• [TASK DESCRIPTION]: Read the listing below and copy out every line that holds "index".

• [DATA]:
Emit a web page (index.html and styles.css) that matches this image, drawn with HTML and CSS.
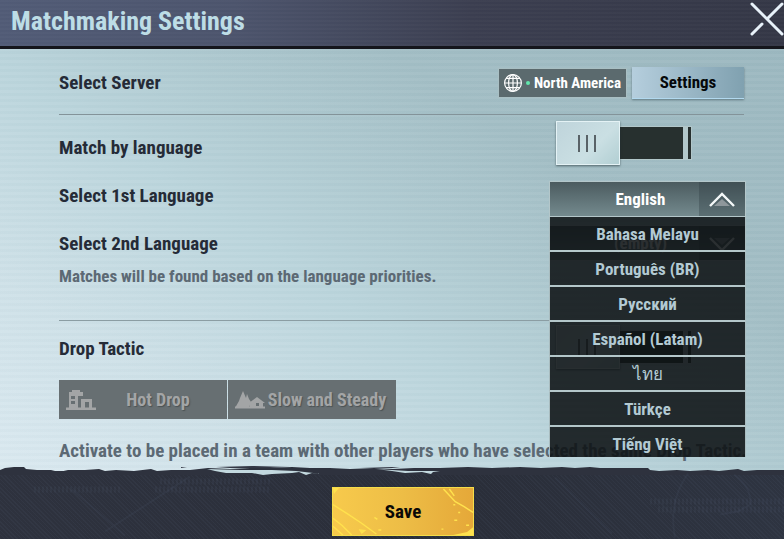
FILE: index.html
```html
<!DOCTYPE html>
<html lang="en">
<head>
  <meta charset="UTF-8" />
  <meta name="viewport" content="width=device-width, initial-scale=1.0"/>
  <title>Matchmaking Settings</title>
  <link rel="stylesheet" href="styles.css">
</head>
<body>
  <div class="screen">
    <header class="header">
      <h1>Matchmaking Settings</h1>
      <button class="close-btn" type="button" aria-label="Close">
        <svg viewBox="0 0 34 34" width="34" height="34" fill="none" stroke="#e8f2fa" stroke-width="3" stroke-linecap="round">
          <path d="M2 2 32 32M32 2 18 16M12 22 2 32"/>
        </svg>
      </button>
    </header>

    <main class="content">
      <section class="server-row">
        <h2 class="label">Select Server</h2>
        <div class="server-controls">
          <div class="server-name">
            <svg viewBox="0 0 20 20" width="20" height="20" fill="none" stroke="#fff" stroke-width="1.2">
              <circle cx="10" cy="10" r="8.4"/>
              <ellipse cx="10" cy="10" rx="4.4" ry="8.4"/>
              <path d="M10 1.6v16.8M1.6 10h16.8M3 5.4h14M3 14.6h14"/>
            </svg>
            <span class="ping"></span>
            <span>North America</span>
          </div>
          <button class="settings-btn" type="button">Settings</button>
        </div>
      </section>

      <section class="language">
        <div class="group">
          <div class="labels">
            <label class="label" for="matchLanguage">Match by language</label>
            <label class="label" for="firstLanguage">Select 1st Language</label>
            <label class="label" for="secondLanguage">Select 2nd Language</label>
            <p class="hint">Matches will be found based on the language priorities.</p>
          </div>
          <div class="controls">
            <input type="checkbox" class="toggle" id="matchLanguage">
            <div class="dropdown">
              <select id="firstLanguage">
                <option>English</option>
              </select>
              <svg class="arrow" viewBox="0 0 46 34" width="46" height="34">
                <path d="M15 24 23 17 31 24Z" fill="#8e979b"/>
                <path d="M11 24 23 12 35 24" fill="none" stroke="#f4f8f8" stroke-width="2.4"/>
              </svg>
              <ul class="menu">
                <li><button type="button">Bahasa Melayu</button></li>
                <li><button type="button">Português (BR)</button></li>
                <li><button type="button" lang="ru">Русский</button></li>
                <li><button type="button">Español (Latam)</button></li>
                <li><button type="button" class="thai" lang="th">ไทย</button></li>
                <li><button type="button">Türkçe</button></li>
                <li><button type="button" lang="vi">Tiếng Việt</button></li>
              </ul>
            </div>
            <div class="dropdown">
              <select id="secondLanguage">
                <option>(empty)</option>
              </select>
              <svg class="arrow" viewBox="0 0 46 34" width="46" height="34">
                <path d="M15 12 23 19 31 12Z" fill="#8e979b"/>
                <path d="M11 12 23 24 35 12" fill="none" stroke="#f4f8f8" stroke-width="2.4"/>
              </svg>
            </div>
          </div>
        </div>
      </section>

      <section class="drop">
        <div class="group">
          <label class="label" for="dropTactic">Drop Tactic</label>
          <div class="controls">
            <input type="checkbox" class="toggle" id="dropTactic">
          </div>
        </div>
        <div class="tactics">
          <button type="button">
            <svg viewBox="0 0 30 20" width="30" height="20" fill="#a3a5a6">
              <path fill-rule="evenodd" d="M0 17.500H3V2H6V0H14V2H17V6H12V17.500H15V9H26V17.500H30V20H0ZM5 6V9H9V6ZM5 11V14H9V11ZM19 12V17.500H23V12Z"/>
            </svg>
            <span>Hot Drop</span>
          </button>
          <button type="button">
            <svg viewBox="0 0 30 20" width="30" height="20" fill="#a3a5a6">
              <path d="M0 18 4 11 5 8 8 1 11 8 12 4 14 9 16 12 14 18Z"/>
              <path fill-rule="evenodd" d="M14 13 22 7 30 13H28V18H15V13ZM21 13V16H24V13Z"/>
              <path d="M0 16.500H30V18.500H0Z"/>
            </svg>
            <span>Slow and Steady</span>
          </button>
        </div>
        <p class="hint wide">Activate to be placed in a team with other players who have selected the same Drop Tactic.</p>
      </section>
    </main>

    <footer class="footer">
      <svg class="torn" viewBox="0 0 784 12" preserveAspectRatio="none">
        <path d="M0 7 5 5 14 4 24 4 26 6 37 7 51 7 59 9 68 7 85 7 99 6 105 8 116 7 134 8 151 6 157 8 171 7 190 7 208 5 230 6 250 5 270 5 292 4 310 5 330 5 350 6 374 5 393 6 414 5 440 5 468 4 492 5 520 4 541 5 562 4 575 5 590 4 600 5 625 5 648 5 650 7 659 8 677 7 690 8 708 7 719 8 738 6 744 8 757 7 784 7V12H0Z" fill="#2e323e"/>
        <path d="M207 6 240 7 272 7 296 8 322 11 312 10 306 12 299 9 292 10 272 11 263 12 252 10 226 10 215 8ZM376 6 408 8 440 8 433 9 431 11 422 9 405 10 392 8Z" fill="#c3d9df"/>
        <path d="M181 4 187 5 181 5ZM216 4 252 3 290 4 270 5 230 5ZM360 4 400 4 392 5Z" fill="#343845"/>
      </svg>
      <svg class="scratches" viewBox="0 0 784 71" preserveAspectRatio="xMidYMid slice" fill="none" stroke="#475064">
        <path d="M72 20 125 66M190 7 105 62M612 64 555 8M688 4Q668 32 675 68M734 5Q752 18 750 35L738 42 720 45" opacity=".2" stroke-width="2"/>
        <path d="M34 20H120M155 20H270M160 12H270M650 32H784M658 40H784" stroke-width="6" stroke-dasharray="2 2" opacity=".2"/>
      </svg>
      <button class="save-btn" type="button">
        <svg viewBox="0 0 142 48" preserveAspectRatio="none" fill="none" stroke="#ffe14d" stroke-width="1.5">
          <path d="M0 17 14 26 29 36 44 47M0 31 9 38 19 48M0 39 10 48M112 1 124 14 133 19 142 25M118 1 123 8"/>
          <path d="M0 0H6L1 6ZM122 48 136 45 142 40V48ZM26 42 34 43 29 47Z" fill="#ffe14d" stroke="none"/>
          <path d="M122 17h2M127 25h2M123 33h3M135 38h3M110 42h2M42 30l3 2M46 43h3"/>
        </svg>
        <span>Save</span>
      </button>
    </footer>
  </div>
</body>
</html>
```
FILE: styles.css
```css
*,
*::before {
  margin: 0;
  padding: 0;
  box-sizing: border-box;
}

body {
  font-family: "Roboto Condensed", "Liberation Sans Narrow", "Open Sans Condensed", "Liberation Sans", sans-serif;
  font-weight: bold;
  font-size: 17px;
  color: #252b37;
}

button,
select {
  font: inherit;
  border: none;
  cursor: pointer;
}

svg {
  flex: none;
}

.screen {
  display: flex;
  flex-direction: column;
  min-height: 100vh;
  overflow: hidden;
  background:
    repeating-linear-gradient(to bottom, rgba(255, 255, 255, 0.03) 0 3px, rgba(70, 110, 120, 0.02) 3px 6px),
    linear-gradient(to top right, #dfecf3 0%, #cfe1e8 24%, #bbd5dc 44%, #a3bec5 70%, #9bb7bf 100%);
}

.header {
  display: flex;
  justify-content: space-between;
  align-items: flex-start;
  height: 49px;
  padding-left: 11px;
  border-bottom: 3px solid #15161c;
  background:
    repeating-linear-gradient(to bottom, rgba(255, 255, 255, 0.02) 0 2px, transparent 2px 4px),
    linear-gradient(to right, #515b76 0%, #4c546c 30%, #3b3e50 60%, #343746 100%);
}

.header h1 {
  font-size: 26px;
  line-height: 42px;
  color: #bddde6;
}

.close-btn {
  height: 36px;
  padding-top: 2px;
  background: none;
}

.content {
  flex: 1;
  padding: 0 38px 0 59px;
}

.label {
  font-size: 19px;
  font-weight: bold;
  line-height: 48px;
}

.hint {
  color: #5c6974;
  line-height: 16px;
}

.server-row {
  display: flex;
  justify-content: space-between;
  align-items: center;
  height: 66px;
  margin-right: 2px;
  padding-top: 2px;
  border-bottom: 1px solid #839399;
}

.server-controls {
  display: flex;
  align-items: center;
  gap: 5px;
}

.server-name {
  display: flex;
  align-items: center;
  justify-content: space-between;
  width: 129px;
  height: 30px;
  padding: 0 5px 0 4px;
  background: #5b6a6e;
  border: 1px solid #a9bfc3;
  font-size: 15px;
  color: #fff;
  white-space: nowrap;
}

.ping {
  width: 4px;
  height: 4px;
  border-radius: 50%;
  background: #62e8ad;
}

.settings-btn {
  width: 112px;
  height: 32px;
  background: linear-gradient(to right, #b5cedd, #80a1b0);
  border-bottom: 1px solid #b2d9ef;
  box-shadow: 0 1px 2px rgba(40, 60, 70, 0.5);
  color: #05080a;
}

.group {
  display: flex;
  justify-content: space-between;
}

.language {
  height: 206px;
  padding-top: 6px;
  border-bottom: 1px solid #8b9da3;
}

.labels {
  display: flex;
  flex-direction: column;
  padding-top: 3px;
}

.controls {
  display: flex;
  flex-direction: column;
  width: 197px;
}

.toggle {
  appearance: none;
  display: flex;
  width: 136px;
  height: 44px;
  margin: 0 0 16px 7px;
  background:
    linear-gradient(#27302f, #27302f) 64px 6px / 63px 32px no-repeat,
    linear-gradient(#27302f, #27302f) 132px 6px / 3px 32px no-repeat,
    linear-gradient(#b2c7ca, #b2c7ca) 64px 5px / 72px 34px no-repeat;
  cursor: pointer;
}

.toggle::before {
  content: "";
  width: 64px;
  height: 44px;
  border: 1px solid #e4f2f5;
  background:
    linear-gradient(#596267, #596267) 21px 13px / 2px 17px no-repeat,
    linear-gradient(#596267, #596267) 29px 13px / 2px 17px no-repeat,
    linear-gradient(#596267, #596267) 37px 13px / 2px 17px no-repeat,
    linear-gradient(135deg, #bfd4db, #cadfe3 60%, #b2cfd3);
  box-shadow: 0 1px 2px rgba(30, 45, 50, 0.6);
}

.dropdown {
  position: relative;
  height: 36px;
  margin-bottom: 8px;
}

.dropdown select {
  appearance: none;
  width: 100%;
  height: 100%;
  padding-right: 14px;
  border: 1px solid #b4c7ca;
  background: linear-gradient(to bottom, #4b5b5f, #748a8e);
  color: #fff;
  text-align: center;
  text-align-last: center;
}

.arrow {
  position: absolute;
  top: 1px;
  right: 1px;
  background: rgba(45, 60, 65, 0.35);
  pointer-events: none;
}

.menu {
  position: absolute;
  top: 100%;
  left: 0;
  right: 0;
  z-index: 1;
  max-height: 240px;
  overflow: hidden;
  list-style: none;
}

.menu li {
  height: 35px;
  border: 1px solid #a9bcbf;
  border-top: 0;
  border-bottom: 2px solid #b4c7ca;
  background: rgba(14, 18, 20, 0.88);
  background-clip: padding-box;
}

.menu button {
  width: 100%;
  height: 100%;
  background: none;
  color: #b3cad3;
}

.menu .thai {
  font-weight: normal;
}

.drop {
  padding-top: 4px;
}

.drop .group {
  height: 55px;
}

.tactics {
  display: flex;
  gap: 1px;
}

.tactics button {
  display: flex;
  align-items: center;
  width: 168px;
  height: 39px;
  padding: 0 7px;
  background: #676f72;
  color: #a3a5a6;
  font-size: 18px;
  white-space: nowrap;
  text-shadow: 1px 1px 1px #4c5355;
}

.tactics span {
  flex: 1;
}

.wide {
  padding-top: 24px;
  font-size: 19px;
  white-space: nowrap;
}

.footer {
  position: relative;
  display: flex;
  justify-content: center;
  height: 68px;
  padding: 16px 0 3px 22px;
  background:
    repeating-linear-gradient(45deg, rgba(100, 115, 140, 0.08) 0 1px, transparent 1px 3px),
    linear-gradient(to right, #2e323e, #2a2e39 60%, #2e3441);
}

/* ragged edge sits over the bottom of the content area */
.torn {
  position: absolute;
  top: -8px;
  left: 0;
  width: 100%;
  height: 12px;
}

.scratches {
  position: absolute;
  inset: 0;
  width: 100%;
  height: 100%;
}

.save-btn {
  position: relative;
  width: 142px;
  height: 49px;
  border: 1px solid #f5dd49;
  background: linear-gradient(to right, #f7ca4c, #edbd46 50%, #e5a839);
  font-size: 19px;
  color: #0b0906;
}

.save-btn svg {
  position: absolute;
  inset: 0;
  width: 100%;
  height: 100%;
}

.save-btn span {
  position: relative;
}
```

• [SOLUTION BELOW]:
Emit a web page (index.html and styles.css) that matches this image, drawn with HTML and CSS.
FILE: index.html
  z-index: 1;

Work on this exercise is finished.